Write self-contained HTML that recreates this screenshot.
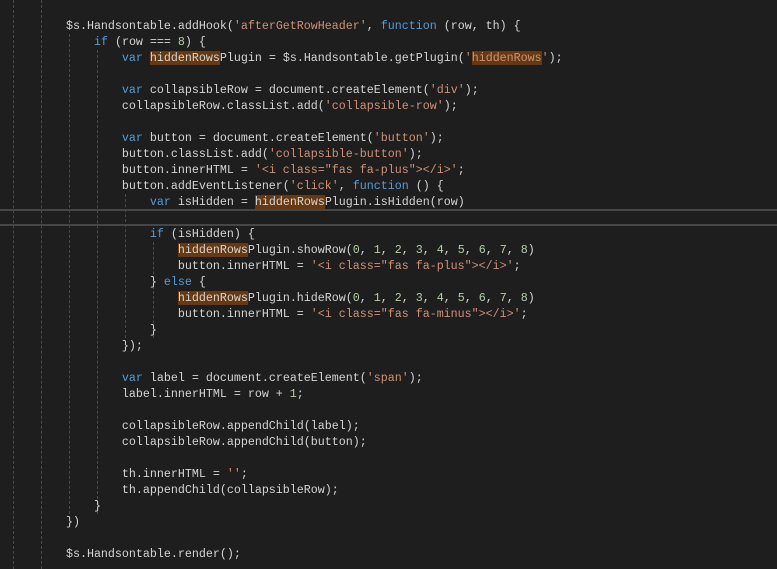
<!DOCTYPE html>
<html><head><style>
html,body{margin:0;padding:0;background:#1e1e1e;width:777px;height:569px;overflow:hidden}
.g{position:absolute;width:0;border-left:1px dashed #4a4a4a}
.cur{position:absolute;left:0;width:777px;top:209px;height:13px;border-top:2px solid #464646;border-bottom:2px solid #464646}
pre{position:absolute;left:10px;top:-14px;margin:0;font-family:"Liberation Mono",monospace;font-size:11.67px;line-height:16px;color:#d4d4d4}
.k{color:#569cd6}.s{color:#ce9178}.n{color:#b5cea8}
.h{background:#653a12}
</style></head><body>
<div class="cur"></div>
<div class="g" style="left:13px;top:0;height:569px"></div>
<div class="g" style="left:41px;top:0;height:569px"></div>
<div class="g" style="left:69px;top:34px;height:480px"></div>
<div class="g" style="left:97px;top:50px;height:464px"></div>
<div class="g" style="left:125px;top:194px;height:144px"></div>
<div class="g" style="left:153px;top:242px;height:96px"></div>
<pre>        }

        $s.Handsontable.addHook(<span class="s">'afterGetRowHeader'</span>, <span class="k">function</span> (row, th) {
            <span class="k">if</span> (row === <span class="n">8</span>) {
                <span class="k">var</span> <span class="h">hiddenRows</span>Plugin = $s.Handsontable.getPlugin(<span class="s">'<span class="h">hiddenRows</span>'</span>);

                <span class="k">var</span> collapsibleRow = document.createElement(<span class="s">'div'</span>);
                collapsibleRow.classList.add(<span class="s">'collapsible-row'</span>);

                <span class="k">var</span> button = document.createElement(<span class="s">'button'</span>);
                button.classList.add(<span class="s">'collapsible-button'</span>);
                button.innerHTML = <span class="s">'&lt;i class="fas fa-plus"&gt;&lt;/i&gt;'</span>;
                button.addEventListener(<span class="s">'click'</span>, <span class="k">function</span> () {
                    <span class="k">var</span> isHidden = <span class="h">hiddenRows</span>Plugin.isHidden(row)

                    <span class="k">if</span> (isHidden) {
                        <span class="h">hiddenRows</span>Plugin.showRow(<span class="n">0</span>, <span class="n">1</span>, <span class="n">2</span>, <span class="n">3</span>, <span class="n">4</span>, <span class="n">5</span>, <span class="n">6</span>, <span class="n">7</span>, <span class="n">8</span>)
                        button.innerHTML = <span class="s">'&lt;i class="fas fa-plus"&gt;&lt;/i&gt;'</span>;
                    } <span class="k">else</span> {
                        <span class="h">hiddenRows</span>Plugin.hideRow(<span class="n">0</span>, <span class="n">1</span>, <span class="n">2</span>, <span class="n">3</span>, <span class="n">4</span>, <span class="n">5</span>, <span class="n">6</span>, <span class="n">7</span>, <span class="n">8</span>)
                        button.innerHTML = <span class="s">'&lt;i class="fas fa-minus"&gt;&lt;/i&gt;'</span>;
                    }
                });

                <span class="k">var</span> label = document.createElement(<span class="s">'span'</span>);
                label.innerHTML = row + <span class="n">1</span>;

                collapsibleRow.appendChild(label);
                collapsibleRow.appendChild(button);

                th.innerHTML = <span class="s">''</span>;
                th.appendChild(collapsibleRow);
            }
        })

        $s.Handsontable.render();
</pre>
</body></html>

+--

*What is required*: Print the listing above in full, exactly as written. Omit any pictures.

*Solution to this exercise*:
Write self-contained HTML that recreates this screenshot.
<!DOCTYPE html>
<html><head><style>
html,body{margin:0;padding:0;background:#1e1e1e;width:777px;height:569px;overflow:hidden}
.g{position:absolute;width:0;border-left:1px dashed #4a4a4a}
.cur{position:absolute;left:0;width:777px;top:209px;height:13px;border-top:2px solid #464646;border-bottom:2px solid #464646}
pre{position:absolute;left:10px;top:-14px;margin:0;font-family:"Liberation Mono",monospace;font-size:11.67px;line-height:16px;color:#d4d4d4}
.k{color:#569cd6}.s{color:#ce9178}.n{color:#b5cea8}
.h{background:#653a12}
</style></head><body>
<div class="cur"></div>
<div class="g" style="left:13px;top:0;height:569px"></div>
<div class="g" style="left:41px;top:0;height:569px"></div>
<div class="g" style="left:69px;top:34px;height:480px"></div>
<div class="g" style="left:97px;top:50px;height:464px"></div>
<div class="g" style="left:125px;top:194px;height:144px"></div>
<div class="g" style="left:153px;top:242px;height:96px"></div>
<pre>        }

        $s.Handsontable.addHook(<span class="s">'afterGetRowHeader'</span>, <span class="k">function</span> (row, th) {
            <span class="k">if</span> (row === <span class="n">8</span>) {
                <span class="k">var</span> <span class="h">hiddenRows</span>Plugin = $s.Handsontable.getPlugin(<span class="s">'<span class="h">hiddenRows</span>'</span>);

                <span class="k">var</span> collapsibleRow = document.createElement(<span class="s">'div'</span>);
                collapsibleRow.classList.add(<span class="s">'collapsible-row'</span>);

                <span class="k">var</span> button = document.createElement(<span class="s">'button'</span>);
                button.classList.add(<span class="s">'collapsible-button'</span>);
                button.innerHTML = <span class="s">'&lt;i class="fas fa-plus"&gt;&lt;/i&gt;'</span>;
                button.addEventListener(<span class="s">'click'</span>, <span class="k">function</span> () {
                    <span class="k">var</span> isHidden = <span class="h">hiddenRows</span>Plugin.isHidden(row)

                    <span class="k">if</span> (isHidden) {
                        <span class="h">hiddenRows</span>Plugin.showRow(<span class="n">0</span>, <span class="n">1</span>, <span class="n">2</span>, <span class="n">3</span>, <span class="n">4</span>, <span class="n">5</span>, <span class="n">6</span>, <span class="n">7</span>, <span class="n">8</span>)
                        button.innerHTML = <span class="s">'&lt;i class="fas fa-plus"&gt;&lt;/i&gt;'</span>;
                    } <span class="k">else</span> {
                        <span class="h">hiddenRows</span>Plugin.hideRow(<span class="n">0</span>, <span class="n">1</span>, <span class="n">2</span>, <span class="n">3</span>, <span class="n">4</span>, <span class="n">5</span>, <span class="n">6</span>, <span class="n">7</span>, <span class="n">8</span>)
                        button.innerHTML = <span class="s">'&lt;i class="fas fa-minus"&gt;&lt;/i&gt;'</span>;
                    }
                });

                <span class="k">var</span> label = document.createElement(<span class="s">'span'</span>);
                label.innerHTML = row + <span class="n">1</span>;

                collapsibleRow.appendChild(label);
                collapsibleRow.appendChild(button);

                th.innerHTML = <span class="s">''</span>;
                th.appendChild(collapsibleRow);
            }
        })

        $s.Handsontable.render();
</pre>
</body></html>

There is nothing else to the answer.